The other problem with the report is that they use graphs and don't show the actual numbers, and they use scales that make the tape numbers look really small.  You can see how difficult it is to figure out the actual numbers for tape.  It is, easy, however, to figure out the cost numbers for disk and then divide them by the multiplier shown in the graph.

The disk number for the first three-year period looks to be about $2600, which is said to be 9x the price of tape.  I divide that $2600 by 9 and I get $288/TB for that 3 year period, which matches up with the line for tape on the graph. Divide it by 3 and we get $96/TB per year.  The disk cost of the second period is $1250/TB. Divide it by15x and you get $83/TB for that 3 year period; divide that by 3 to get $27/TB per year.  If I average those two together, I get $61/TB per year.  Since Amazon Glacier stores your data in multiple locations, we'll need two copies, so the cost is $122/TB per year for two copies.  Since Jack Clark used 10 PB for five years, we'll multiply this by 10,000 to get to 10 PB, then by five to get to five years.  This gives us a cost of $6,100,000 for to store 10 PB on tape for five years, based on the numbers from the Clipper Group study.

Crossroads Report

Let's look at a more recent report that compares a relatively new idea of using a disk front end to LTFS-based tape.  The first fully-baked system of this type is from Crossroads, and they just happen to have created a TCO study that compares the cost of storing 2PB on their system (a combination of disk and tape) vs storing it on disk for ten years.  Awesome! Their 10-year cost for this is $1.64M.  Divide 2PB by 2000 gives us 1TB, then dividing the 10 year cost by 10 gives us the cost of $80/TB for one year.  Double it like we did the last number, and we have $160/TB/yr for two copies. Mutiply it by 10,000 (10 PB) and then again by five (five years) gives us a cost of $8M for 10 PB for five years based on the Crossroads Report.

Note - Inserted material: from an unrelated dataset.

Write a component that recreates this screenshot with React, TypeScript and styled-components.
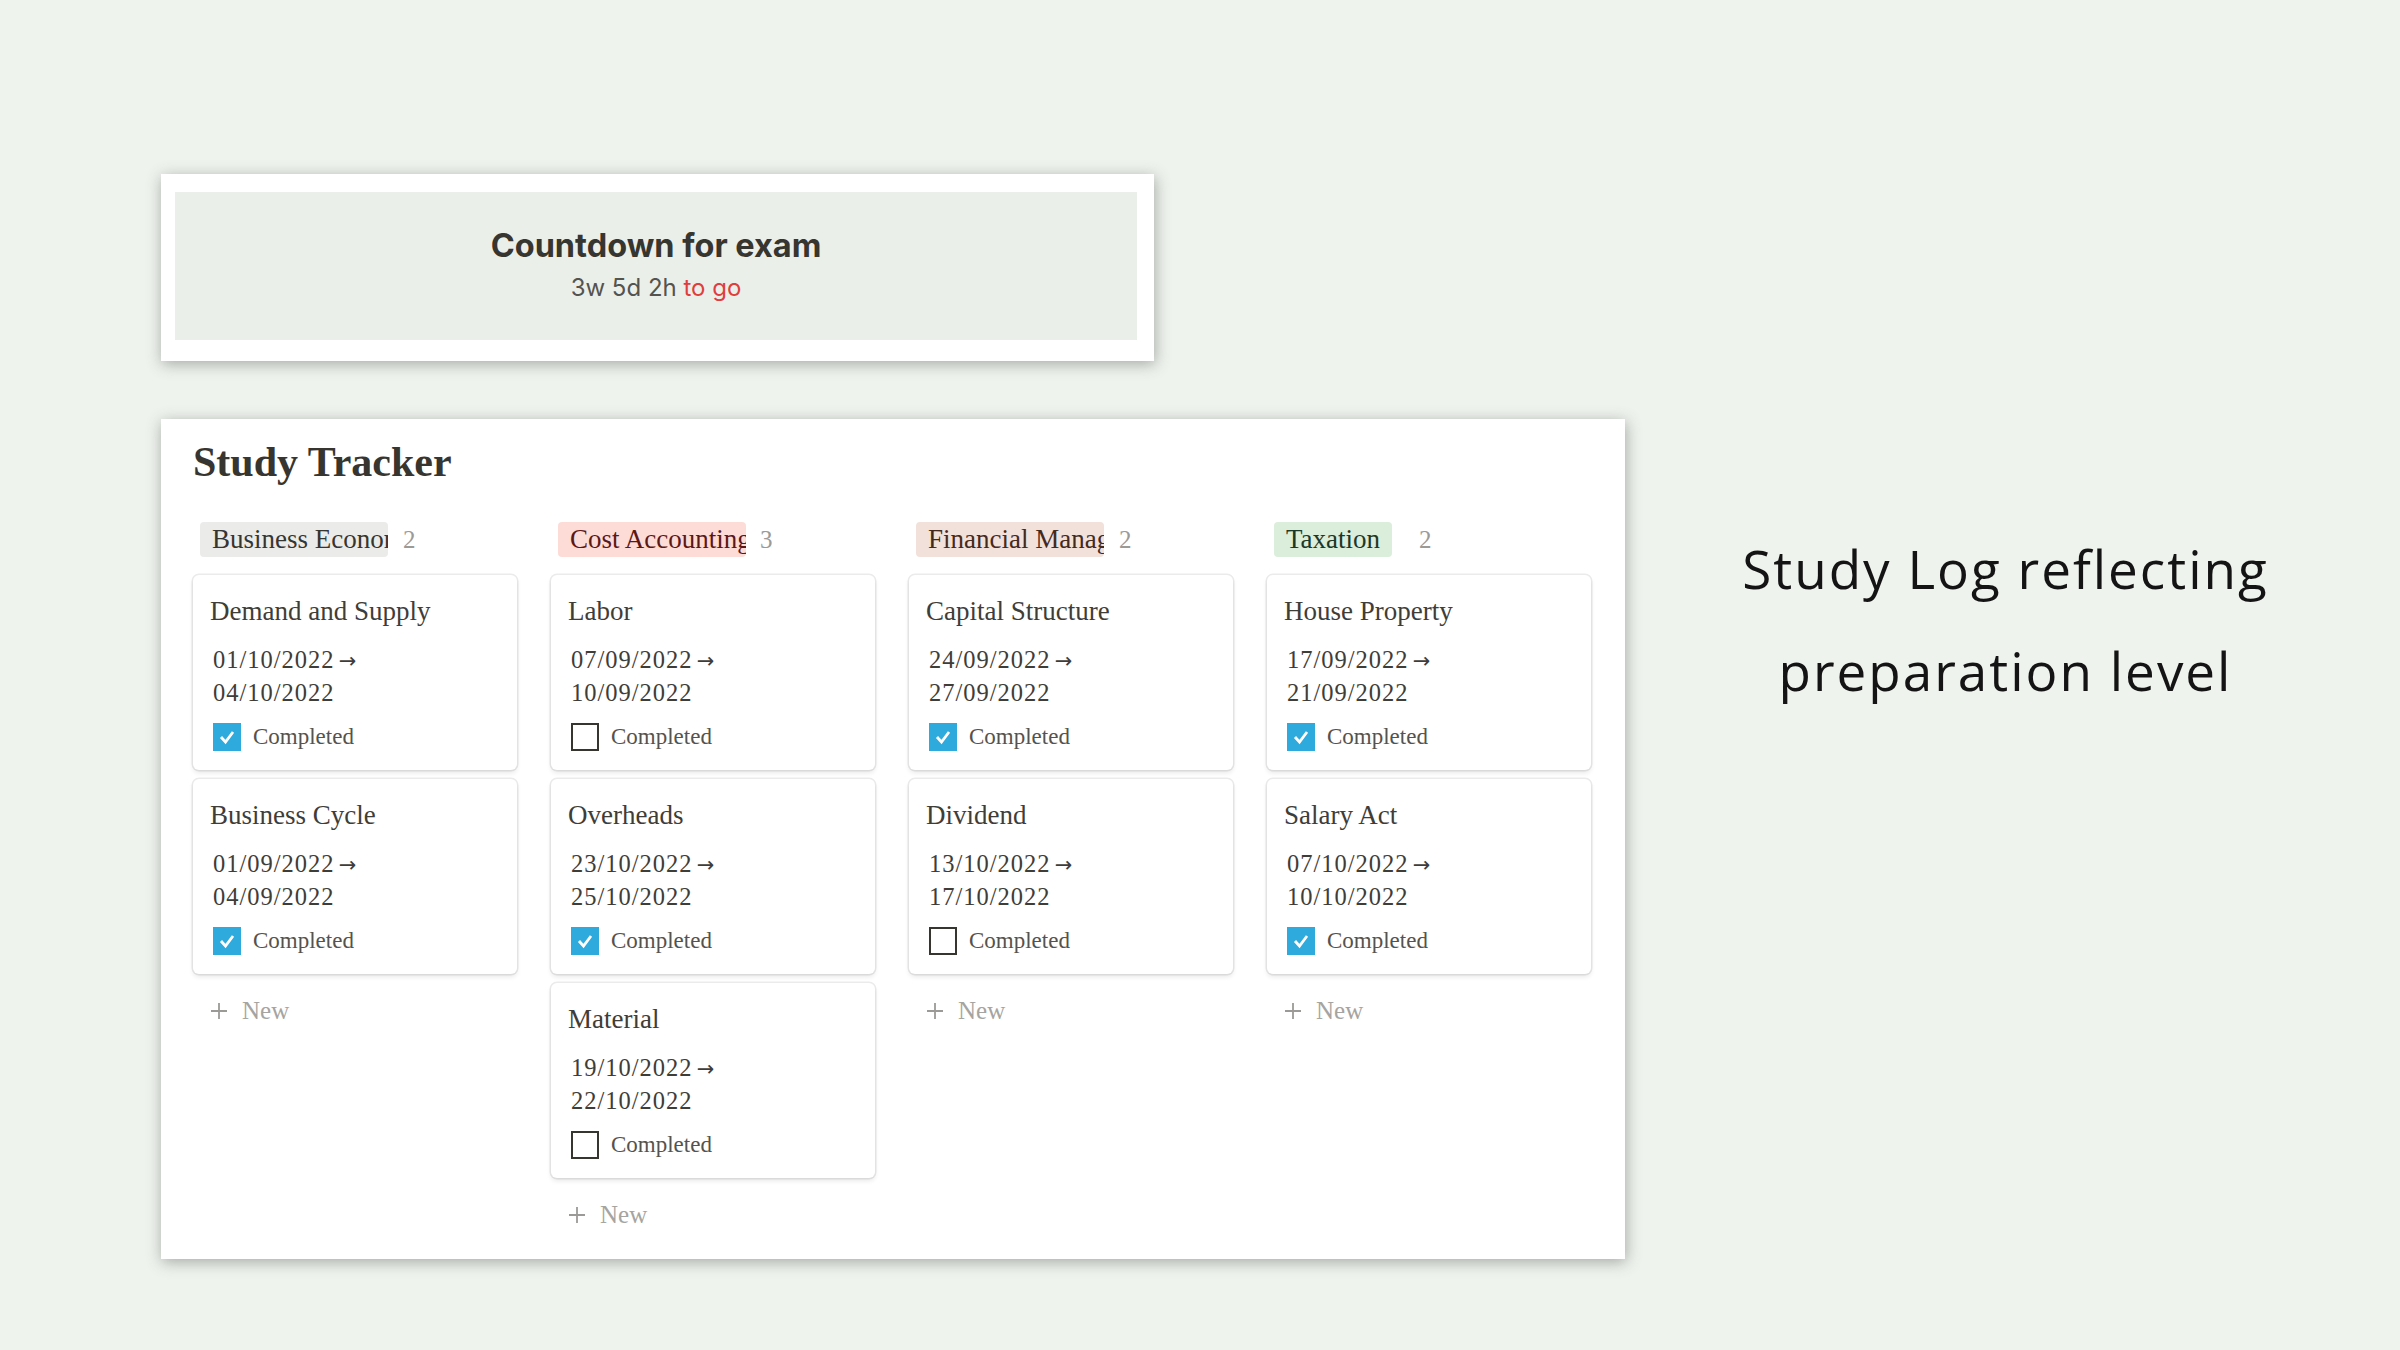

On a side note, the Crossroads Strongbox system has the ability to replicate backups between two locations using their disk front end.  This makes this system a lot more like what Amazon is offering with their Glacier service.  (As opposed to traditional use of tape like the Clipper Group report was based on, where you'd also have to pay for someone like Iron Mountain to move tapes around as well.)

Net net

According to two TCO studies, storing two copies of 10 PB of data on tape for five years costs the same or more than it costs to store that same data on Amazon's Glacier.

And you don't have to buy everything up front and you only pay for what you use.  You don't have to plan for anything but bandwidth.  Yes, this will only work for data whose usage pattern matches what they offer, but they sure have made it cheap — and you don't have to manage it!

Not bad.

 


Written by W. Curtis Preston (@wcpreston), four-time O'Reilly author, and host of The Backup Wrap-up podcast. I am now the Technology Evangelist at Sullivan Strickler, which helps companies manage their legacy data

3 comments
  • > “we’ll need two copies”

    Since both Glacier & S3 offer 99.999999999% durability, I think we should triple instead of double the cost (S3 stores each byte in 3 different locations).

    Rayson Ho – Open Grid Scheduler

  • Aren’t you (knowingly?) forgetting a number of things here? Deduplicated disk/replication, management overhead, cost of testing restores, restore speed and the cost of waiting for that, etc etc.

    I think your calculation lacks a number of things that usually go into a backup/recovery ROI/TCO discussion

  • @Calle

    I appreciate you weighing in on this. I have no bone to pick here, nor do I have a stake in Amazon, nor do I get compensated in any way should someone pick Amazon. However, I am really impressed with what they’re offering and happen to think it’s very affordable when compared to the options.

    The point of my post was not to do a complete TCO of Glacier vs tape. My point was to use two other people’s TCO studies and compare them to what the guy from ZDnet said. But I’ll give the things you listed a shot.

    If one does consider dedupe, it significantly swings things in favor of Amazon’s Glacier, as you can do that with a disk device, but can’t usually do it with tape. (The exception is with CommVault Simpana, but even they don’t recommend doing that with your active data set.)

    I believe both TCO studies did factor in management overhead. That, again, swings things in favor of Glacier, as their IS no management overhead — they manage it.

    You have to test restores on both sides, so not sure how that factors into anything.

    Regarding restore/retrieval speed, either Glacier meets your needs or it doesn’t. If it doesn’t, then there’s no point in discussing cost. If it does, then it’s not a cost issue, either.

    I have another post on more details on Glacier, but I’m awaiting an official response from Amazon before posting it.